Angela is originally from Atlanta, Georgia, and journeyed to New England for the first time for undergrad at Smith College. She then went to med school at Tulane University, where she obtained both an MD and MPH in tropical medicine. During residency at Brown University Internal Medicine, she researched barriers to HIV care in people who inject drugs in western Ukraine. She completed clinical infectious diseases fellowship at BMC in 2021. Her BU-CHART research evaluated the biologic effect of alcohol on HIV outcomes in a cohort of people living with HIV (PLWH) in St. Petersburg, Russia. She worked with mentors Drs. Kaku So-Armah and Nina Lin and the URBAN ARCH group. Angela also worked with the BMC ID clinic to set up a transitional care medicine clinic for PLWH admitted to the hospital.

R. Taylor Pickering, PhD

Dr. Pickering graduated from the BU CHART program in 2021 and is now a Research Assistant Professor in Infectious Diseases at Boston University.

Taylor received his Bachelor’s degree in Biochemistry from the University of Missouri before completing a PhD in Nutrition in Metabolism at Boston University School of Medicine where his thesis examined depot dependent mechanisms of adipose tissue fibrosis and dysfunction. He completed a postdoctoral fellowship in Cardiovascular Epidemiology also at BUSM focusing on dietary risk factors of cardiovascular disease and type 2 diabetes. Wanting to return to basic science, Taylor decided to pursue laboratory research through BU-CHART and is major research interests are adipose tissue biology and interorgan communication in the context of HIV. Under the mentorship of Dr. Nina Lin, he examined the effects of aerobic and anaerobic exercise on immune responses in people living with HIV using a cell-based model of exercise and probed how certain antiretroviral therapies may alter adipose tissue biology. 

Pranay Sinha, MD

Dr. Sinha graduated the BU CHART program in 2022 and is now an Assistant Professor of Infectious Diseases at Boston University.

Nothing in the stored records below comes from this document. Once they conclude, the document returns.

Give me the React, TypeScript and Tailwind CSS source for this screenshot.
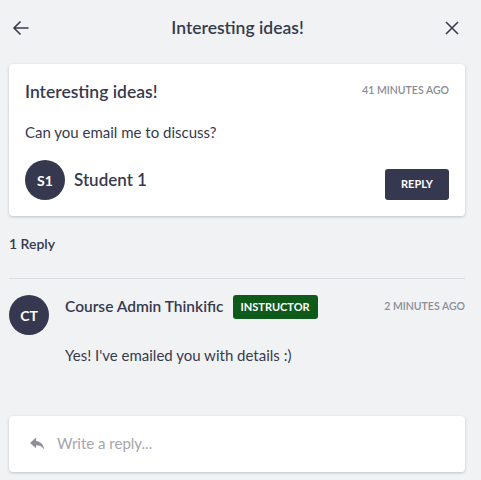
import React from "react";

const ArrowLeft = () => (
  <svg width="18" height="18" viewBox="0 0 18 18" fill="none" stroke="#3a3d4f" strokeWidth="1.6">
    <path d="M16.5 9H2M8.5 2.5L2 9l6.5 6.5" />
  </svg>
);

const CloseIcon = () => (
  <svg width="14" height="14" viewBox="0 0 14 14" fill="none" stroke="#3a3d4f" strokeWidth="1.6">
    <path d="M1 1l12 12M13 1L1 13" />
  </svg>
);

const ReplyIcon = () => (
  <svg width="15" height="14" viewBox="0 0 16 14" fill="#8e8f98">
    <path d="M6.5 0L0 5.8l6.5 5.8V8.2c4 0 6.8 1.3 8.8 4.8-.8-5-3.6-8.6-8.8-9.3V0z" />
  </svg>
);

const Avatar = ({ initials }: { initials: string }) => (
  <div className="flex h-10 w-10 shrink-0 items-center justify-center rounded-full bg-[#363850] text-[14px] font-bold text-white">
    {initials}
  </div>
);

const App = () => {
  return (
    <div
      className="min-h-[480px] w-[481px] bg-[#f1f2f4] pl-[9px] pr-[16px] text-[#373a4d]"
      style={{ fontFamily: "Lato, 'Liberation Sans', sans-serif" }}
    >
      {/* header */}
      <div className="flex h-[56px] items-center justify-between pl-[3px] pr-[6px]">
        <ArrowLeft />
        <h1 className="text-[17.5px] font-semibold">Interesting ideas!</h1>
        <CloseIcon />
      </div>

      {/* question card */}
      <div className="mt-[8px] rounded-[4px] bg-white px-4 pb-4 pt-[16px] shadow-[0_1px_3px_rgba(0,0,0,0.2)]">
        <div className="flex items-start justify-between">
          <h2 className="text-[17.5px] font-semibold leading-[24px]">Interesting ideas!</h2>
          <span className="mt-[3px] text-[10.5px] font-semibold uppercase text-[#8a8c95]">
            41 Minutes ago
          </span>
        </div>
        <p className="mt-[18px] text-[15px] leading-[20px]">Can you email me to discuss?</p>
        <div className="mt-[18px] flex items-end justify-between">
          <div className="flex items-center gap-[9px]">
            <Avatar initials="S1" />
            <span className="text-[17px] font-semibold">Student 1</span>
          </div>
          <button className="h-[31px] w-[64px] rounded-[3px] bg-[#363850] text-[11px] font-bold text-white">
            REPLY
          </button>
        </div>
      </div>

      <div className="mt-[17px] text-[14px] font-semibold">1 Reply</div>
      <div className="mt-[24px] h-px bg-[#dcdde0]" />

      {/* reply */}
      <div className="mt-[16px] flex gap-4">
        <Avatar initials="CT" />
        <div className="flex-1">
          <div className="flex items-center justify-between">
            <div className="flex items-center gap-[9px]">
              <span className="text-[15.5px] font-semibold">Course Admin Thinkific</span>
              <span className="rounded-[3px] bg-[#0e5a1a] px-[8px] py-[4px] text-[11px] font-bold leading-[16px] text-white">
                INSTRUCTOR
              </span>
            </div>
            <span className="text-[10.5px] font-semibold uppercase text-[#8a8c95]">2 Minutes ago</span>
          </div>
          <p className="mt-[25px] text-[15px]">Yes! I've emailed you with details :)</p>
        </div>
      </div>

      {/* reply input */}
      <div className="mt-[49px] flex h-[56px] items-center gap-[12px] rounded-[4px] bg-white pl-[21px] shadow-[0_1px_3px_rgba(0,0,0,0.2)]">
        <ReplyIcon />
        <span className="text-[15px] text-[#a5a6ad]">Write a reply...</span>
      </div>
    </div>
  );
};

export default App;
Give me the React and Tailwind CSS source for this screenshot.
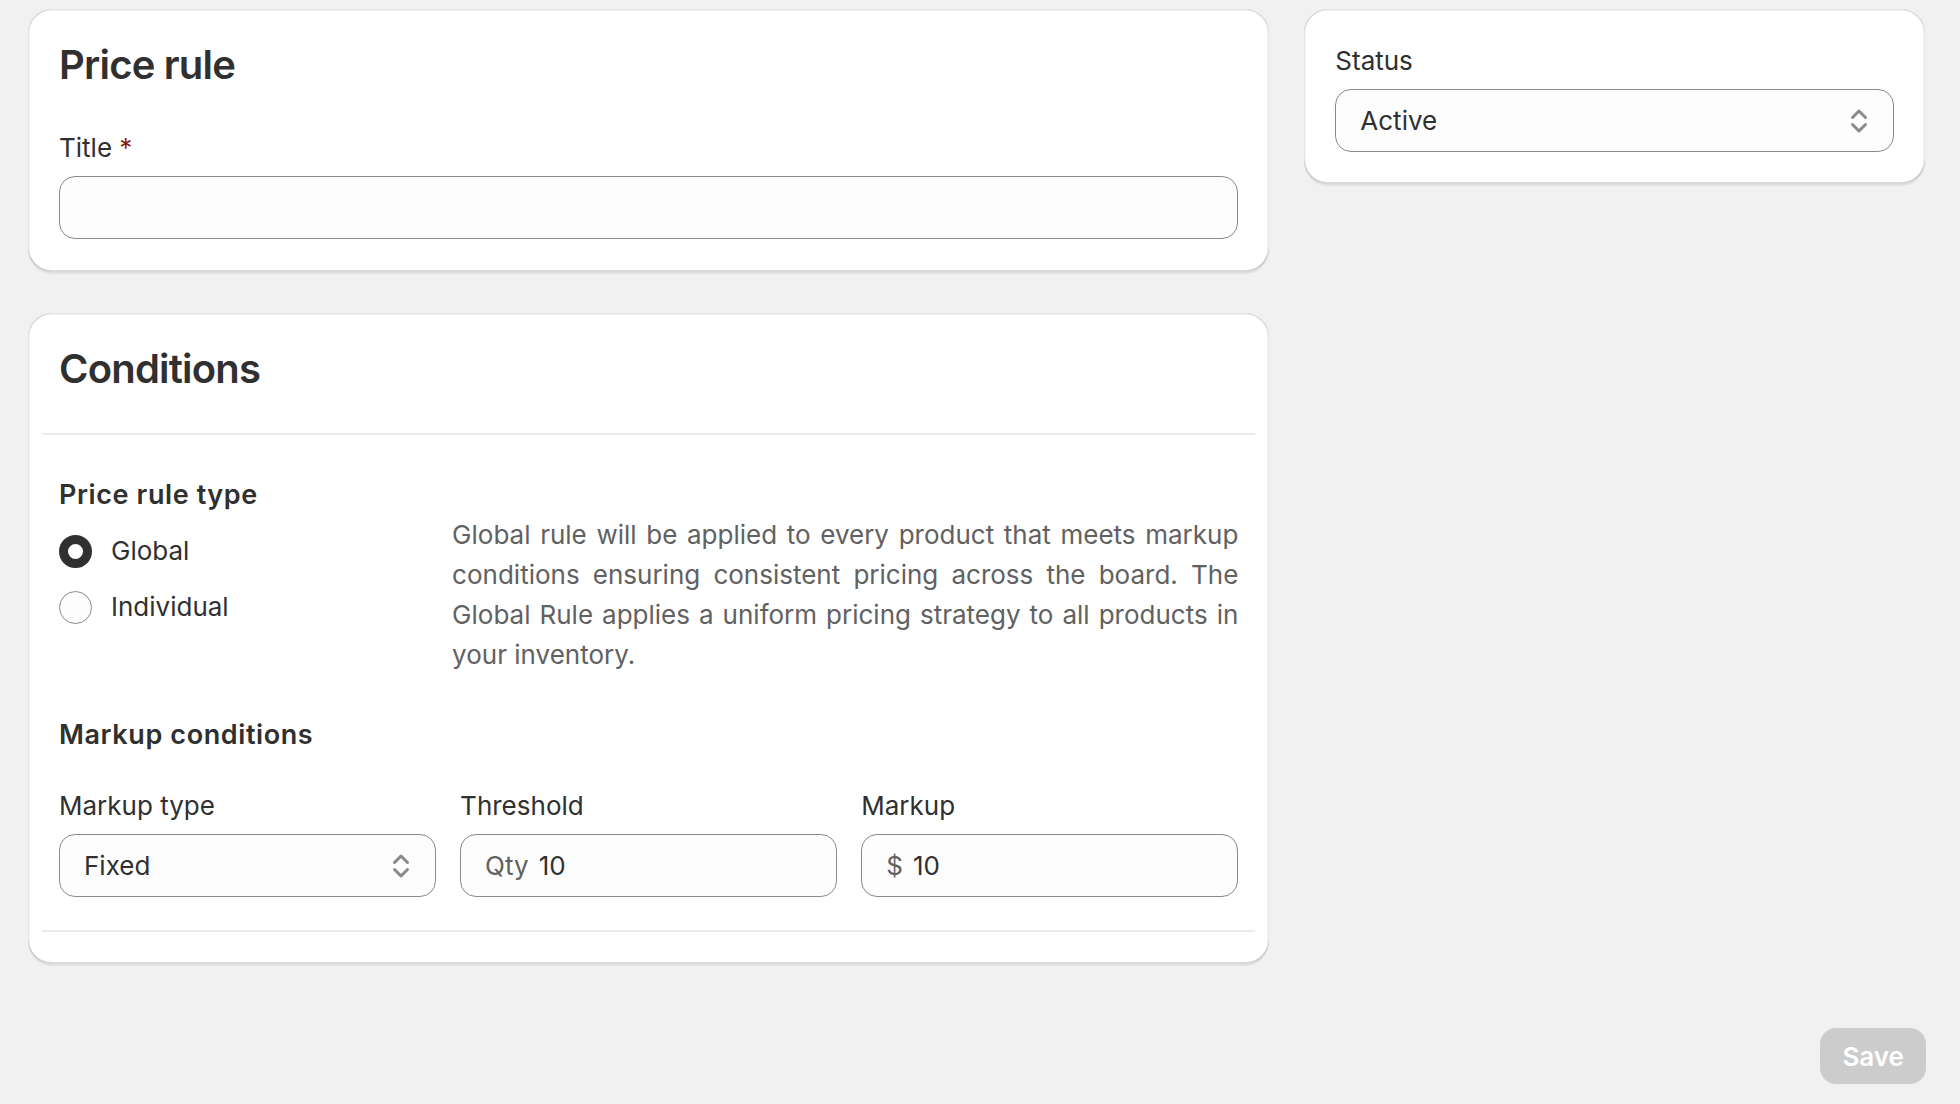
const cardShadow =
  'shadow-[0_2px_0_0_rgba(26,26,26,0.07),inset_1.5px_0_0_0_rgba(0,0,0,0.09),inset_-1.5px_0_0_0_rgba(0,0,0,0.09),inset_0_-2px_0_0_rgba(0,0,0,0.15),inset_0_1.5px_0_0_rgba(204,204,204,0.5)]';

function SelectIcon() {
  return (
    <svg viewBox="0 0 20 20" className="w-10 h-10" fill="none" stroke="#8a8a8a" strokeWidth="1.5" strokeLinecap="round" strokeLinejoin="round">
      <polyline points="6.75,8.25 10,5 13.25,8.25" />
      <polyline points="6.75,11.75 10,15 13.25,11.75" />
    </svg>
  );
}

function Select({ value }) {
  return (
    <div className="relative h-[63px] rounded-[16px] border-[1.5px] border-[#8a8a8a] bg-[#fdfdfd] flex items-center pl-6">
      <span className="text-[26px] leading-[40px]">{value}</span>
      <span className="absolute right-[14px] top-1/2 -translate-y-1/2">
        <SelectIcon />
      </span>
    </div>
  );
}

function TextField({ prefix, value }) {
  return (
    <div className="h-[63px] rounded-[16px] border-[1.5px] border-[#8a8a8a] bg-[#fdfdfd] flex items-center px-6">
      {prefix && <span className="text-[26px] leading-[40px] text-[#616161] mr-[10px]">{prefix}</span>}
      <span className="text-[26px] leading-[40px]">{value}</span>
    </div>
  );
}

function Radio({ checked, label }) {
  return (
    <div className="h-10 flex items-center gap-[19px]">
      {checked ? (
        <span className="w-[33px] h-[33px] rounded-full border-[9px] border-[#303030] bg-white" />
      ) : (
        <span className="w-[33px] h-[33px] rounded-full border-[1.5px] border-[#8a8a8a] bg-[#fdfdfd]" />
      )}
      <span className="text-[26px] leading-[40px]">{label}</span>
    </div>
  );
}

export default function App() {
  return (
    <div className="min-h-screen bg-[#f1f1f1] font-[Inter,sans-serif] text-[#303030]">
      <div className="flex gap-[35px] pl-[28px] pr-[35px] pt-[9px]">
        {/* main column */}
        <div className="flex-[2] min-w-0 flex flex-col gap-[41px]">
          {/* Price rule */}
          <div className={`rounded-[24px] bg-white px-[31px] pt-8 pb-[33px] ${cardShadow}`}>
            <h2 className="text-[40px] leading-[48px] font-semibold tracking-[-0.8px]">Price rule</h2>
            <div className="mt-[39px] text-[26px] leading-[40px]">
              Title <span className="text-[#8e1f0b]">*</span>
            </div>
            <div className="mt-2 h-[63px] rounded-[16px] border-[1.5px] border-[#8a8a8a] bg-[#fdfdfd]" />
          </div>

          {/* Conditions */}
          <div className={`rounded-[24px] bg-white pt-8 pb-8 ${cardShadow}`}>
            <h2 className="px-[31px] text-[40px] leading-[48px] font-semibold tracking-[-0.8px]">Conditions</h2>
            <div className="mx-[14px] mt-10 h-[2px] bg-[#ebebeb]" />

            <div className="px-[31px] pt-10">
              <div className="grid grid-cols-3">
                <div>
                  <div className="text-[27px] leading-[40px] font-semibold tracking-[0.6px]">Price rule type</div>
                  <div className="mt-4 flex flex-col gap-4">
                    <Radio checked label="Global" />
                    <Radio label="Individual" />
                  </div>
                </div>
                <p className="col-span-2 mt-10 text-[26px] leading-[40px] text-[#616161] text-justify">
                  Global rule will be applied to every product that meets markup conditions ensuring consistent pricing across the board. The Global Rule applies a uniform pricing strategy to all products in your inventory.
                </p>
              </div>

              <div className="mt-10 text-[27px] leading-[40px] font-semibold tracking-[0.6px]">Markup conditions</div>

              <div className="mt-[31px] grid grid-cols-3 gap-6">
                <div>
                  <div className="text-[26px] leading-[40px]">Markup type</div>
                  <div className="mt-2">
                    <Select value="Fixed" />
                  </div>
                </div>
                <div>
                  <div className="text-[26px] leading-[40px]">Threshold</div>
                  <div className="mt-2">
                    <TextField prefix="Qty" value="10" />
                  </div>
                </div>
                <div>
                  <div className="text-[26px] leading-[40px]">Markup</div>
                  <div className="mt-2">
                    <TextField prefix="$" value="10" />
                  </div>
                </div>
              </div>
            </div>

            <div className="mx-[14px] mt-[33px] h-[2px] bg-[#ebebeb]" />
          </div>
        </div>

        {/* side column */}
        <div className="flex-[1] min-w-0">
          <div className={`rounded-[24px] bg-white px-[31px] pt-8 pb-8 ${cardShadow}`}>
            <div className="text-[26px] leading-[40px]">Status</div>
            <div className="mt-2">
              <Select value="Active" />
            </div>
          </div>
        </div>
      </div>

      {/* footer */}
      <div className="mt-[64px] flex justify-end pr-[34px]">
        <button className="h-[56px] px-[22px] rounded-[16px] bg-[#cccccc] text-white text-[26px] font-semibold">
          Save
        </button>
      </div>
    </div>
  );
}
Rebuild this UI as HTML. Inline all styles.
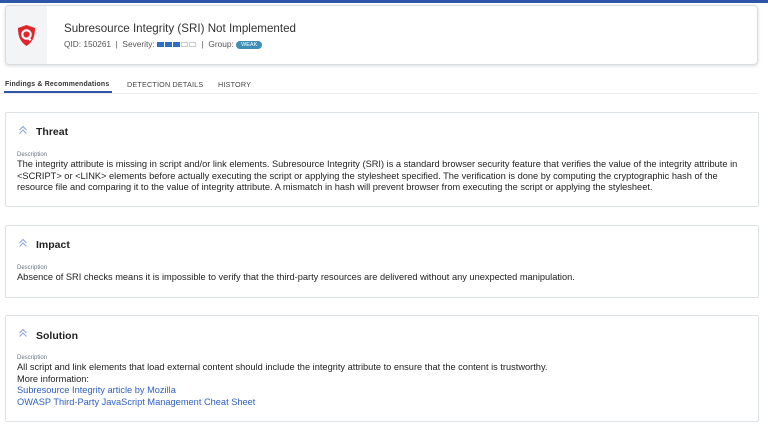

Pranay was born in India to two military doctors and attended eight schools in different Indian cities before coming to the USA for college. After graduating from Adelphi University in NY and spending a year participating in tumor-microenvironment research at Cold Spring Harbor Laboratory, Pranay found himself at the UVA School of Medicine where he became interested in global health. He finished residency training at Yale-New Haven Hospital where he received a distinction in Global Health and Equity. Before starting fellowship, Pranay spent a year as a Step-Down Unit and Hematology/Oncology hospitalist at Yale. During his time on BU CHART, Pranay studied the tuberculosis epidemic in India with a view to improving policy implementation and formulation with mentor Natasha Hochberg.